“Forewarned is forearmed,” cautions the old proverb, and that truth coined in the 16th century is even more apt for DevSecOps in the 21st. The earlier you know about vulnerabilities, the better you can avoid making them part of your software.
That’s the same principle behind a “Shift Left” DevSecOps strategy. Rather than waiting for testers to catch vulnerabilities in built applications, developers take greater responsibility for keeping risky dependencies out of what they build.
But how is the developer supposed to know what dependencies are safe and which have problems? The public repository Maven Central has over 270,000 available modules and counting, all updated at a different pace. The Node.js registry npm has over 350,000 packages. Even with a vulnerabilities scanning tool like JFrog Xray to help, how can you be alert to problems at the time you code?
An IDE integration for Xray from JFrog can help.
Scanning for DevSecOps
If you use JFrog Xray, you’re already on your way to shifting DevSecOps left. Xray performs automated scans of the dependencies from package managers you use, including Maven, Gradle, and npm, and identifies which ones contain known vulnerabilities. Xray uses the VulnDB database, the most comprehensive and up-to-date vulnerability intelligence available, created and maintained by Risk Based Security.Maven Central has over 270,000 available modules, npm has over 350,000. How is the developer supposed to know what dependencies are safe? Click To Tweet
Xray also identifies the applicable licenses of each dependency, so organizations can avoid using code whose license doesn’t comply with their policies.
Because Xray is integrated with the artifact repository Artifactory, you can always see in Artifactory’s dashboard which dependencies held in your proxy repositories have vulnerabilities, and how severe a risk they pose. An administrator can also configure JFrog Xray to block potentially harmful artifacts from being downloaded from Artifactory, to prevent their use.
Choose an IDE Integration
To bring those decisions nearer to developers, JFrog provides plugins for some of the most commonly used IDEs that bring Xray’s scanning results right into your coding editor. So you can see, at the moment that you choose your dependencies, whether your choice will introduce a risk and help you make an informed decision.
The JFrog Xray plugin for IntelliJ IDEA and JFrog Visual Studio Extension have already been available and helping developers shift-left. Now users of the Eclipse IDE have a plugin from JFrog as well. With this release, shifting left awareness of security and license concerns is easier on three of the most popular IDEs.
How it Works
To understand how these work, let’s look at the newest plugin, for Eclipse.
You can find the JFrog Eclipse IDE Plugin in the Eclipse Marketplace. To install the plugin, you can drag the Install button to your Eclipse window.

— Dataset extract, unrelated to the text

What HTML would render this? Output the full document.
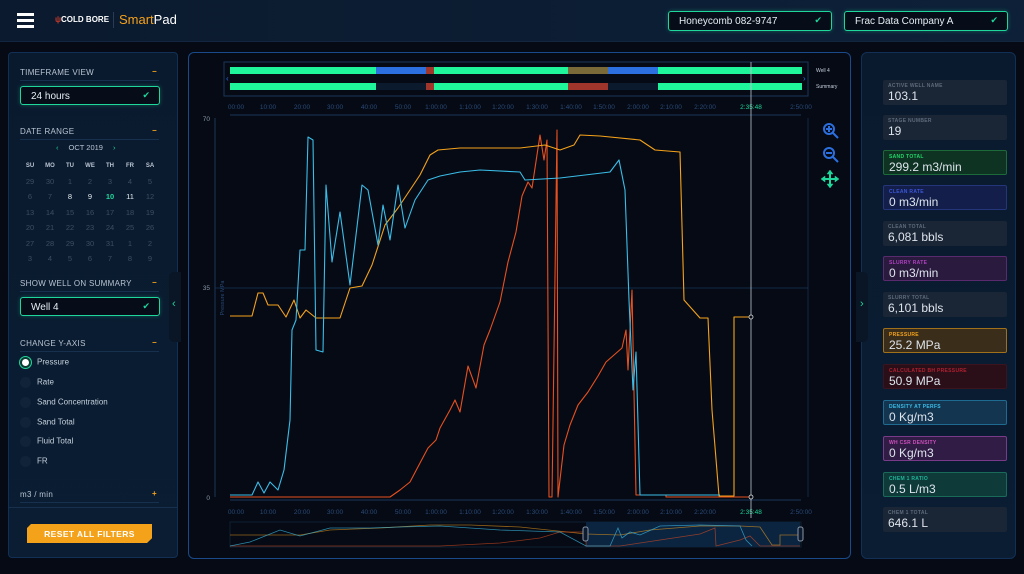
<!DOCTYPE html>
<html><head><meta charset="utf-8"><style>
*{box-sizing:border-box;margin:0;padding:0}
body{width:1024px;height:574px;background:#050a14;font-family:"Liberation Sans",sans-serif;color:#cfd8e3;overflow:hidden;position:relative}
.hdr{position:absolute;left:0;top:0;width:1024px;height:42px;background:linear-gradient(90deg,#0b1a2e,#0d2038);border-bottom:1px solid #12263f}
.dd{position:absolute;height:20px;border:1.5px solid #1fd79a;border-radius:3px;background:#060d18;font-size:10px;color:#e6edf3;padding:4px 0 0 10px;box-shadow:0 0 4px #1fd79a55}
.chev{position:absolute;right:9px;top:3px;color:#1fd79a;font-size:9px}
.lp{position:absolute;left:8px;top:52px;width:170px;height:506px;background:linear-gradient(180deg,#0a1a2e,#0a1d33);border:1px solid #123055;border-radius:4px}
.sec{position:absolute;left:12px;width:139px;font-size:8px;color:#b9c4d2;letter-spacing:.3px;border-bottom:1px solid #17304e;padding-bottom:3px}
.sec b{position:absolute;right:2px;top:-1px;color:#f5a21b;font-weight:bold}
.cal{position:absolute;left:12px;top:158px;width:140px;font-size:7.5px;color:#3c4d62}
.cal div{display:flex;justify-content:space-between;height:15.5px;align-items:center}
.cal span{width:20px;text-align:center}
.rad{position:absolute;left:13px;font-size:8px;color:#c6d0dc}
.rad i{display:inline-block;width:11px;height:11px;border-radius:50%;background:#102338;vertical-align:middle;margin-right:6px}
.cp{position:absolute;left:188px;top:52px;width:663px;height:507px;background:#050a14;border:1px solid #1a4a8a;border-radius:6px}
.rp{position:absolute;left:861px;top:52px;width:155px;height:507px;background:linear-gradient(180deg,#0a1a2e,#0a1d33);border:1px solid #123055;border-radius:6px}
.card{position:absolute;left:883px;width:124px;height:25px;background:#1a2535;border-radius:2px;padding:3px 5px}
.card s{display:block;text-decoration:none;font-size:5px;font-weight:bold;color:#5d6b7c;letter-spacing:.3px}
.card p{font-size:12px;color:#dde4ec;margin-top:0}
</style></head><body>
<div class="hdr">
 <div style="position:absolute;left:17px;top:13px;width:17px;height:3px;background:#fff;box-shadow:0 6px 0 #fff,0 12px 0 #fff"></div>
 <div style="position:absolute;left:55px;top:15px;font-size:8px;font-weight:bold;color:#fff"><span style="color:#c0392b">ψ</span>COLD BORE</div>
 <div style="position:absolute;left:113px;top:12px;width:1px;height:16px;background:#2a3c55"></div>
 <div style="position:absolute;left:119px;top:12px;font-size:13px;color:#fff"><span style="color:#f5a21b">Smart</span>Pad</div>
 <div class="dd" style="left:668px;top:11px;width:164px">Honeycomb 082-9747<span class="chev">✔</span></div>
 <div class="dd" style="left:844px;top:11px;width:164px">Frac Data Company A<span class="chev">✔</span></div>
</div>
<div class="lp"></div>
<div class="sec" style="left:20px;top:68px">TIMEFRAME VIEW<b>−</b></div>
<div class="dd" style="left:20px;top:86px;width:140px;height:19px;font-size:10px">24 hours<span class="chev">✔</span></div>
<div class="sec" style="left:20px;top:127px">DATE RANGE<b>−</b></div>
<div style="position:absolute;left:56px;top:143px;font-size:7.5px;color:#b9c4d2"><span style="color:#1fd79a;margin-right:10px">‹</span>OCT 2019<span style="color:#1fd79a;margin-left:10px">›</span></div>
<div class="cal" style="left:20px">
<div style="color:#b9c4d2;font-weight:bold;font-size:6px"><span>SU</span><span>MO</span><span>TU</span><span>WE</span><span>TH</span><span>FR</span><span>SA</span></div>
<div><span>29</span><span>30</span><span>1</span><span>2</span><span>3</span><span>4</span><span>5</span></div>
<div><span>6</span><span>7</span><span style="color:#e6edf3">8</span><span style="color:#e6edf3">9</span><span style="color:#1fd79a;font-weight:bold">10</span><span style="color:#e6edf3">11</span><span>12</span></div>
<div><span>13</span><span>14</span><span>15</span><span>16</span><span>17</span><span>18</span><span>19</span></div>
<div><span>20</span><span>21</span><span>22</span><span>23</span><span>24</span><span>25</span><span>26</span></div>
<div><span>27</span><span>28</span><span>29</span><span>30</span><span>31</span><span>1</span><span>2</span></div>
<div><span>3</span><span>4</span><span>5</span><span>6</span><span>7</span><span>8</span><span>9</span></div>
</div>
<div class="sec" style="left:20px;top:279px">SHOW WELL ON SUMMARY<b>−</b></div>
<div class="dd" style="left:20px;top:297px;width:140px;height:19px;font-size:10px">Well 4<span class="chev">✔</span></div>
<div class="sec" style="left:20px;top:339px">CHANGE Y-AXIS<b>−</b></div>
<div class="rad" style="left:20px;top:357px"><i style="background:#fff;border:2.5px solid #0f3a33;box-shadow:0 0 0 1px #1fd79a"></i>Pressure</div>
<div class="rad" style="left:20px;top:377px"><i></i>Rate</div>
<div class="rad" style="left:20px;top:397px"><i></i>Sand Concentration</div>
<div class="rad" style="left:20px;top:417px"><i></i>Sand Total</div>
<div class="rad" style="left:20px;top:436px"><i></i>Fluid Total</div>
<div class="rad" style="left:20px;top:456px"><i></i>FR</div>
<div class="sec" style="left:20px;top:490px;border-bottom:1px solid #17304e">m3 / min<b>+</b></div>
<div style="position:absolute;left:8px;top:507px;width:170px;height:1px;background:#17304e"></div>
<div style="position:absolute;left:27px;top:524px;width:125px;height:19px;background:#f5a21b;clip-path:polygon(4px 0,100% 0,100% 75%,calc(100% - 5px) 100%,0 100%,0 4px);color:#fff;font-size:8.5px;font-weight:bold;text-align:center;padding-top:5px;letter-spacing:.4px">RESET ALL FILTERS</div>
<div style="position:absolute;left:169px;top:272px;width:12px;height:70px;background:#0a1526;border-radius:5px 0 0 5px;color:#1fd79a;font-size:11px;padding:26px 0 0 3px">‹</div>
<div class="cp"></div>
<div class="rp"></div>
<div style="position:absolute;left:856px;top:272px;width:12px;height:70px;background:#0a1526;border-radius:0 5px 5px 0;color:#1fd79a;font-size:11px;padding:26px 0 0 4px">›</div>
<svg style="position:absolute;left:0;top:0" width="1024" height="574" font-family="Liberation Sans">
<rect x="224" y="62" width="584" height="34" fill="none" stroke="#1a3558"/>
<rect x="230" y="67" width="146" height="7" fill="#1ff59a"/><rect x="376" y="67" width="50" height="7" fill="#2b6fe0"/><rect x="426" y="67" width="8" height="7" fill="#a0352b"/><rect x="434" y="67" width="134" height="7" fill="#1ff59a"/><rect x="568" y="67" width="40" height="7" fill="#7a6a3a"/><rect x="608" y="67" width="50" height="7" fill="#2b6fe0"/><rect x="658" y="67" width="144" height="7" fill="#1ff59a"/>
<rect x="230" y="83" width="146" height="7" fill="#1ff59a"/><rect x="376" y="83" width="50" height="7" fill="#0c1a2e"/><rect x="426" y="83" width="8" height="7" fill="#a0352b"/><rect x="434" y="83" width="134" height="7" fill="#1ff59a"/><rect x="568" y="83" width="40" height="7" fill="#a0352b"/><rect x="608" y="83" width="50" height="7" fill="#0c1a2e"/><rect x="658" y="83" width="144" height="7" fill="#1ff59a"/>
<text x="226" y="81" fill="#2b6fe0" font-size="8">‹</text><text x="803" y="81" fill="#2b6fe0" font-size="8">›</text>
<text x="816" y="72" fill="#c6d0dc" font-size="5">Well 4</text><text x="816" y="88" fill="#c6d0dc" font-size="5">Summary</text>
<g fill="#2a4a78" font-size="6.5" text-anchor="middle">
<text x="236" y="109">00:00</text><text x="268" y="109">10:00</text><text x="302" y="109">20:00</text><text x="335" y="109">30:00</text><text x="369" y="109">40:00</text><text x="403" y="109">50:00</text><text x="436" y="109">1:00:00</text><text x="470" y="109">1:10:00</text><text x="503" y="109">1:20:00</text><text x="537" y="109">1:30:00</text><text x="571" y="109">1:40:00</text><text x="604" y="109">1:50:00</text><text x="638" y="109">2:00:00</text><text x="671" y="109">2:10:00</text><text x="705" y="109">2:20:00</text><text x="801" y="109">2:50:00</text>
<text x="236" y="514">00:00</text><text x="268" y="514">10:00</text><text x="302" y="514">20:00</text><text x="335" y="514">30:00</text><text x="369" y="514">40:00</text><text x="403" y="514">50:00</text><text x="436" y="514">1:00:00</text><text x="470" y="514">1:10:00</text><text x="503" y="514">1:20:00</text><text x="537" y="514">1:30:00</text><text x="571" y="514">1:40:00</text><text x="604" y="514">1:50:00</text><text x="638" y="514">2:00:00</text><text x="671" y="514">2:10:00</text><text x="705" y="514">2:20:00</text><text x="801" y="514">2:50:00</text>
</g>
<line x1="230" y1="115" x2="801" y2="115" stroke="#1a3558"/>
<line x1="230" y1="500" x2="801" y2="500" stroke="#1a3558"/>
<rect x="736" y="101" width="30" height="10" fill="#050a14"/><text x="751" y="109" fill="#1fd79a" font-size="6.5" text-anchor="middle">2:35:48</text>
<rect x="736" y="506" width="30" height="10" fill="#050a14"/><text x="751" y="514" fill="#1fd79a" font-size="6.5" text-anchor="middle">2:35:48</text>
<text x="210" y="121" fill="#8a96a6" font-size="6.5" text-anchor="end">70</text>
<text x="210" y="290" fill="#8a96a6" font-size="6.5" text-anchor="end">35</text>
<text x="210" y="500" fill="#8a96a6" font-size="6.5" text-anchor="end">0</text>
<text transform="translate(224,298) rotate(-90)" fill="#2a4a78" font-size="5.5" text-anchor="middle">Pressure MPa</text>
<line x1="215" y1="118" x2="215" y2="497" stroke="#1a3558"/>
<line x1="215" y1="288" x2="808" y2="288" stroke="#1a3558" stroke-width=".7"/>
<line x1="808" y1="118" x2="808" y2="497" stroke="#1a3558" stroke-width=".7"/>
<line x1="751" y1="62" x2="751" y2="518" stroke="#bfc7d1" stroke-width=".8"/>
<g fill="none" stroke-width="1.1" stroke-linejoin="round">
<polyline stroke="#e8501f" points="230,497 390,497 400,490 410,482 420,463 428,448 436,440 440,428 450,410 455,400 460,412 468,366 476,388 484,345 490,330 500,302 508,262 516,232 522,196 528,182 532,188 540,135 544,160 547,140 549,497 552,497 557,130 558,497 564,445 570,425 578,405 588,392 598,376 606,362 614,355 622,348 626,330 628,370 632,290 636,495 666,495 666,497 751,497"/>
<polyline stroke="#f5a21b" points="230,316 252,316 258,293 263,293 268,305 278,305 286,317 294,300 300,318 306,310 316,318 340,318 350,288 362,286 372,265 385,225 398,208 410,190 420,175 430,155 438,150 460,148 520,148 545,145 560,150 574,145 580,135 600,136 640,140 655,150 680,152 684,300 700,318 708,318 712,410 719,496 734,496 734,317 751,317"/>
<polyline stroke="#3bbde8" points="230,495 252,495 258,482 264,493 270,482 278,490 284,470 290,420 292,330 296,320 300,250 305,250 308,137 313,140 316,350 323,352 326,185 332,262 340,212 350,285 362,185 368,190 378,245 383,205 390,240 398,185 405,228 415,200 428,180 440,176 460,172 480,170 520,172 525,180 560,178 610,172 619,160 625,190 629,300 633,390 636,352 640,495 720,495"/>
</g>
<circle cx="751" cy="317" r="2" fill="#050a14" stroke="#ddd" stroke-width=".8"/><circle cx="751" cy="497" r="2" fill="#050a14" stroke="#ddd" stroke-width=".8"/>
<g stroke="#2b6fe0" stroke-width="2" fill="none"><circle cx="829" cy="129" r="5"/><line x1="833" y1="133" x2="838" y2="138"/><line x1="826" y1="129" x2="832" y2="129"/><line x1="829" y1="126" x2="829" y2="132"/>
<circle cx="829" cy="153" r="5"/><line x1="833" y1="157" x2="838" y2="162"/><line x1="826" y1="153" x2="832" y2="153"/></g>
<g stroke="#1fd79a" stroke-width="2" fill="#1fd79a"><line x1="830" y1="172" x2="830" y2="186"/><line x1="823" y1="179" x2="837" y2="179"/><path d="M827 174 830 170 833 174Z M827 184 830 188 833 184Z M825 176 821 179 825 182Z M835 176 839 179 835 182Z" stroke-width=".5"/></g>
<rect x="230" y="522" width="571" height="25" fill="#050a14" stroke="#0f2035"/>
<rect x="586" y="522" width="214" height="25" fill="#0b2440"/>
<g fill="none" stroke-width=".8">
<polyline stroke="#f5a21b" opacity=".6" points="230,535 300,535 330,530 380,528 430,525 470,525 520,527 586,534 620,535 650,530 700,526 740,526 760,527 772,545 780,545 780,535 800,535"/>
<polyline stroke="#e8501f" opacity=".6" points="230,546 440,546 500,543 540,538 560,532 586,532 586,546 620,546 660,540 700,534 715,528 716,546 740,540 750,536 760,546 800,546"/>
<polyline stroke="#3bbde8" opacity=".7" points="230,546 250,542 280,530 300,536 330,528 370,528 400,527 440,526 500,530 560,532 586,546 610,546 618,528 622,538 630,532 640,535 660,526 700,525 740,526 746,540 752,546"/>
</g>
<rect x="583" y="527" width="5" height="14" rx="2" fill="#0b1a2e" stroke="#8a96a6"/><rect x="798" y="527" width="5" height="14" rx="2" fill="#0b1a2e" stroke="#8a96a6"/>
</svg>
<div class="card" style="top:80px"><s>ACTIVE WELL NAME</s><p>103.1</p></div>
<div class="card" style="top:115px"><s>STAGE NUMBER</s><p>19</p></div>
<div class="card" style="top:150px;background:#0f3322;border:1px solid #1c6a3a"><s style="color:#1fd76a">SAND TOTAL</s><p>299.2 m3/min</p></div>
<div class="card" style="top:185px;background:#131f4a;border:1px solid #25357a"><s style="color:#3a55d8">CLEAN RATE</s><p>0 m3/min</p></div>
<div class="card" style="top:221px"><s>CLEAN TOTAL</s><p>6,081 bbls</p></div>
<div class="card" style="top:256px;background:#2a1a3e;border:1px solid #5a2a6e"><s style="color:#b040c0">SLURRY RATE</s><p>0 m3/min</p></div>
<div class="card" style="top:292px"><s>SLURRY TOTAL</s><p>6,101 bbls</p></div>
<div class="card" style="top:328px;background:#3a2e1a;border:1px solid #a0701a"><s style="color:#f5a21b">PRESSURE</s><p>25.2 MPa</p></div>
<div class="card" style="top:364px;background:#2a0f18;border:1px solid #3a1520"><s style="color:#b02030">CALCULATED BH PRESSURE</s><p>50.9 MPa</p></div>
<div class="card" style="top:400px;background:#143550;border:1px solid #1e6a90"><s style="color:#3bbde8">DENSITY AT PERFS</s><p>0 Kg/m3</p></div>
<div class="card" style="top:436px;background:#301c44;border:1px solid #7a3a8a"><s style="color:#d050c0">WH CSR DENSITY</s><p>0 Kg/m3</p></div>
<div class="card" style="top:472px;background:#0f3a3a;border:1px solid #1a6a5a"><s style="color:#1fb59a">CHEM 1 RATIO</s><p>0.5 L/m3</p></div>
<div class="card" style="top:507px"><s>CHEM 1 TOTAL</s><p>646.1 L</p></div>
</body></html>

Once installed, you can connect the plugin to your instance of JFrog Xray by setting its URL and login credentials in its Preferences. When finished, you can click Test Connection to confirm the settings work, then Apply the settings.
Once you open the JFrog tab in Eclipse, you can see all of the Issues that Xray has identified in dependency components. You can filter the results to show only those matching the Severity of the risk.
In the Licenses Info tab you can identify and filter for the licenses that apply to each component.
Of course, choosing safe dependencies is only the first step in a DevSecOps strategy. A package thought safe today may be discovered to be vulnerable later, or a later version of the package might introduce new risks.
That’s why JFrog Xray performs continuous impact analysis of what’s held in your Artifactory repositories. It regularly scans and analyzes components, even those long since deployed to production, and provides alerts and notifications for newly discovered vulnerabilities. It also performs deep recursive scanning of your binaries, recursively drilling down to analyze even the smallest binary component that affects your software.
It’s all part of bringing greater awareness of security violations to the developer, who is the most immediately able to act on the issue. Problems get resolved more quickly, and both the company and its customers stay protected.
The developer’s workbench is the first line of defense for DevSecOps. JFrog’s Xray integrations for popular IDEs like Eclipse are one way we’re helping to bring shifting left out of the shadows.